§ **Provided material**:
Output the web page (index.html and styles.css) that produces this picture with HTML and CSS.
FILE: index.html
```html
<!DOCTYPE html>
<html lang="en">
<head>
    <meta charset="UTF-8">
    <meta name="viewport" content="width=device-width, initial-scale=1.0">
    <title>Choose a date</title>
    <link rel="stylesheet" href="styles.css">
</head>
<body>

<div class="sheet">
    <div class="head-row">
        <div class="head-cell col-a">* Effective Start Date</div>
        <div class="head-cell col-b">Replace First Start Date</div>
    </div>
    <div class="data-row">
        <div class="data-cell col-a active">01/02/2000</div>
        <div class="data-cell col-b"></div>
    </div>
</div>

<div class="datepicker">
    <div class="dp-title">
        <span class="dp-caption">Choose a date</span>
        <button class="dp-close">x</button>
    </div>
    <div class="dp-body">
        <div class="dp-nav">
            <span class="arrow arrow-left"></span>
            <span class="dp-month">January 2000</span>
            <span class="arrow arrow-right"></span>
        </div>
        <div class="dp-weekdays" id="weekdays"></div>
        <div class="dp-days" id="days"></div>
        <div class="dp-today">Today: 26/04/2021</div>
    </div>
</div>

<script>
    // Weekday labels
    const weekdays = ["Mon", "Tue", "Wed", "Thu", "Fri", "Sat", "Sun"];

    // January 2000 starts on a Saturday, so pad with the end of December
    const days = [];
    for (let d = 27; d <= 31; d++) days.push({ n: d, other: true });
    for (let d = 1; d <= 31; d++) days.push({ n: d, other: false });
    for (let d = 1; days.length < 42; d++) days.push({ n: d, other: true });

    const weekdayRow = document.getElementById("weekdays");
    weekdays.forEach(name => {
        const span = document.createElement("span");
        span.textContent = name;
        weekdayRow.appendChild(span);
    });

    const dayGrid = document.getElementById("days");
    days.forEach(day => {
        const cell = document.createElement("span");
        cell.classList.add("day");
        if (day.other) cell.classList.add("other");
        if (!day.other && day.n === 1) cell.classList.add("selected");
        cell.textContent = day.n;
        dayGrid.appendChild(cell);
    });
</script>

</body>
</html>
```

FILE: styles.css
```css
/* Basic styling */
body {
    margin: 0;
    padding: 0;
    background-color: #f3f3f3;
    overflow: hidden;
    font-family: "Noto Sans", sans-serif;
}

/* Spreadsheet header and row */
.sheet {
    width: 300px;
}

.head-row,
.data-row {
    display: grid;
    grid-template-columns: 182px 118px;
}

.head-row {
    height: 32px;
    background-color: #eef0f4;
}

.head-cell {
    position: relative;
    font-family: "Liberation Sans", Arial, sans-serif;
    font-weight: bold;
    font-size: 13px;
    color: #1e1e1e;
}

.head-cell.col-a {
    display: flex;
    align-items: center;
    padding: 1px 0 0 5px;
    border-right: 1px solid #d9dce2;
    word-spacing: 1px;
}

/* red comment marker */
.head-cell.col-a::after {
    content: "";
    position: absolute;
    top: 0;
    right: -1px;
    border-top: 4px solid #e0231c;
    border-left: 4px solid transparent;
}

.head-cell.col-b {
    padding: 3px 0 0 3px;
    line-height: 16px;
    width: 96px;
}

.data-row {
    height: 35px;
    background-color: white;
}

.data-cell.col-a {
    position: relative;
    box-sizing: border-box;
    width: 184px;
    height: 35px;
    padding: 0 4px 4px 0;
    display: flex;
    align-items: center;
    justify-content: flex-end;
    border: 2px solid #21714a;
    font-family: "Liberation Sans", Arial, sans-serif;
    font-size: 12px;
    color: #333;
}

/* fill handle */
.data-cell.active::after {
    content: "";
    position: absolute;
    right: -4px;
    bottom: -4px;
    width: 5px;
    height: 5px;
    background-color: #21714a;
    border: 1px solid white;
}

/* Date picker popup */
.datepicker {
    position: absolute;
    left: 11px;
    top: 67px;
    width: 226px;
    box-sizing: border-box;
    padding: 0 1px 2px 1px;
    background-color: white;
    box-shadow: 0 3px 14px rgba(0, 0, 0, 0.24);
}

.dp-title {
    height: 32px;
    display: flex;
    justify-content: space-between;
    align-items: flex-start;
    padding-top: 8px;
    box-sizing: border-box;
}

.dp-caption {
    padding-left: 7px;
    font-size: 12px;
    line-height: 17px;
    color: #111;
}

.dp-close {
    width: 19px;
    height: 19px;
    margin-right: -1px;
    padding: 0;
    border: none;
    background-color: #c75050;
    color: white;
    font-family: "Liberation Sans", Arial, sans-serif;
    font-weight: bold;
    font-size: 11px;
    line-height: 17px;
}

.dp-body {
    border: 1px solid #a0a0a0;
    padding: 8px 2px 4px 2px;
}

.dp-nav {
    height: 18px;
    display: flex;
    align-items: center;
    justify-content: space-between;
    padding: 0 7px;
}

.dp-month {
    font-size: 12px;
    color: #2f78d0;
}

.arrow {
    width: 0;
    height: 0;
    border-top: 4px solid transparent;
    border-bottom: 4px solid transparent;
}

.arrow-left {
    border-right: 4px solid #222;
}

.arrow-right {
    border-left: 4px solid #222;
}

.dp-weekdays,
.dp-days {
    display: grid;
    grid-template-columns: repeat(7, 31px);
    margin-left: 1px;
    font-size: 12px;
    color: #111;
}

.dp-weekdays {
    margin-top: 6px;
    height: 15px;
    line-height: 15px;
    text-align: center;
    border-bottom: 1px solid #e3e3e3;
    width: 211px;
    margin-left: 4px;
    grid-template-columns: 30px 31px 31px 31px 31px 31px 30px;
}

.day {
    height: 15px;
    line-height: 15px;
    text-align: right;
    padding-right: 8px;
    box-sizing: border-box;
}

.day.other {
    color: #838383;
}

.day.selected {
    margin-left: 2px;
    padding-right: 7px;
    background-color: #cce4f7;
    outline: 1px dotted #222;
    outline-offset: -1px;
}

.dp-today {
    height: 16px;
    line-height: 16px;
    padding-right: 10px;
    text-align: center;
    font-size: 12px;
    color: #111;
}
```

§ **Work required**: Copy out the whole listing exactly as written.

§ **Problem solution**:
Output the web page (index.html and styles.css) that produces this picture with HTML and CSS.
FILE: index.html
```html
<!DOCTYPE html>
<html lang="en">
<head>
    <meta charset="UTF-8">
    <meta name="viewport" content="width=device-width, initial-scale=1.0">
    <title>Choose a date</title>
    <link rel="stylesheet" href="styles.css">
</head>
<body>

<div class="sheet">
    <div class="head-row">
        <div class="head-cell col-a">* Effective Start Date</div>
        <div class="head-cell col-b">Replace First Start Date</div>
    </div>
    <div class="data-row">
        <div class="data-cell col-a active">01/02/2000</div>
        <div class="data-cell col-b"></div>
    </div>
</div>

<div class="datepicker">
    <div class="dp-title">
        <span class="dp-caption">Choose a date</span>
        <button class="dp-close">x</button>
    </div>
    <div class="dp-body">
        <div class="dp-nav">
            <span class="arrow arrow-left"></span>
            <span class="dp-month">January 2000</span>
            <span class="arrow arrow-right"></span>
        </div>
        <div class="dp-weekdays" id="weekdays"></div>
        <div class="dp-days" id="days"></div>
        <div class="dp-today">Today: 26/04/2021</div>
    </div>
</div>

<script>
    // Weekday labels
    const weekdays = ["Mon", "Tue", "Wed", "Thu", "Fri", "Sat", "Sun"];

    // January 2000 starts on a Saturday, so pad with the end of December
    const days = [];
    for (let d = 27; d <= 31; d++) days.push({ n: d, other: true });
    for (let d = 1; d <= 31; d++) days.push({ n: d, other: false });
    for (let d = 1; days.length < 42; d++) days.push({ n: d, other: true });

    const weekdayRow = document.getElementById("weekdays");
    weekdays.forEach(name => {
        const span = document.createElement("span");
        span.textContent = name;
        weekdayRow.appendChild(span);
    });

    const dayGrid = document.getElementById("days");
    days.forEach(day => {
        const cell = document.createElement("span");
        cell.classList.add("day");
        if (day.other) cell.classList.add("other");
        if (!day.other && day.n === 1) cell.classList.add("selected");
        cell.textContent = day.n;
        dayGrid.appendChild(cell);
    });
</script>

</body>
</html>
```

FILE: styles.css
```css
/* Basic styling */
body {
    margin: 0;
    padding: 0;
    background-color: #f3f3f3;
    overflow: hidden;
    font-family: "Noto Sans", sans-serif;
}

/* Spreadsheet header and row */
.sheet {
    width: 300px;
}

.head-row,
.data-row {
    display: grid;
    grid-template-columns: 182px 118px;
}

.head-row {
    height: 32px;
    background-color: #eef0f4;
}

.head-cell {
    position: relative;
    font-family: "Liberation Sans", Arial, sans-serif;
    font-weight: bold;
    font-size: 13px;
    color: #1e1e1e;
}

.head-cell.col-a {
    display: flex;
    align-items: center;
    padding: 1px 0 0 5px;
    border-right: 1px solid #d9dce2;
    word-spacing: 1px;
}

/* red comment marker */
.head-cell.col-a::after {
    content: "";
    position: absolute;
    top: 0;
    right: -1px;
    border-top: 4px solid #e0231c;
    border-left: 4px solid transparent;
}

.head-cell.col-b {
    padding: 3px 0 0 3px;
    line-height: 16px;
    width: 96px;
}

.data-row {
    height: 35px;
    background-color: white;
}

.data-cell.col-a {
    position: relative;
    box-sizing: border-box;
    width: 184px;
    height: 35px;
    padding: 0 4px 4px 0;
    display: flex;
    align-items: center;
    justify-content: flex-end;
    border: 2px solid #21714a;
    font-family: "Liberation Sans", Arial, sans-serif;
    font-size: 12px;
    color: #333;
}

/* fill handle */
.data-cell.active::after {
    content: "";
    position: absolute;
    right: -4px;
    bottom: -4px;
    width: 5px;
    height: 5px;
    background-color: #21714a;
    border: 1px solid white;
}

/* Date picker popup */
.datepicker {
    position: absolute;
    left: 11px;
    top: 67px;
    width: 226px;
    box-sizing: border-box;
    padding: 0 1px 2px 1px;
    background-color: white;
    box-shadow: 0 3px 14px rgba(0, 0, 0, 0.24);
}

.dp-title {
    height: 32px;
    display: flex;
    justify-content: space-between;
    align-items: flex-start;
    padding-top: 8px;
    box-sizing: border-box;
}

.dp-caption {
    padding-left: 7px;
    font-size: 12px;
    line-height: 17px;
    color: #111;
}

.dp-close {
    width: 19px;
    height: 19px;
    margin-right: -1px;
    padding: 0;
    border: none;
    background-color: #c75050;
    color: white;
    font-family: "Liberation Sans", Arial, sans-serif;
    font-weight: bold;
    font-size: 11px;
    line-height: 17px;
}

.dp-body {
    border: 1px solid #a0a0a0;
    padding: 8px 2px 4px 2px;
}

.dp-nav {
    height: 18px;
    display: flex;
    align-items: center;
    justify-content: space-between;
    padding: 0 7px;
}

.dp-month {
    font-size: 12px;
    color: #2f78d0;
}

.arrow {
    width: 0;
    height: 0;
    border-top: 4px solid transparent;
    border-bottom: 4px solid transparent;
}

.arrow-left {
    border-right: 4px solid #222;
}

.arrow-right {
    border-left: 4px solid #222;
}

.dp-weekdays,
.dp-days {
    display: grid;
    grid-template-columns: repeat(7, 31px);
    margin-left: 1px;
    font-size: 12px;
    color: #111;
}

.dp-weekdays {
    margin-top: 6px;
    height: 15px;
    line-height: 15px;
    text-align: center;
    border-bottom: 1px solid #e3e3e3;
    width: 211px;
    margin-left: 4px;
    grid-template-columns: 30px 31px 31px 31px 31px 31px 30px;
}

.day {
    height: 15px;
    line-height: 15px;
    text-align: right;
    padding-right: 8px;
    box-sizing: border-box;
}

.day.other {
    color: #838383;
}

.day.selected {
    margin-left: 2px;
    padding-right: 7px;
    background-color: #cce4f7;
    outline: 1px dotted #222;
    outline-offset: -1px;
}

.dp-today {
    height: 16px;
    line-height: 16px;
    padding-right: 10px;
    text-align: center;
    font-size: 12px;
    color: #111;
}
```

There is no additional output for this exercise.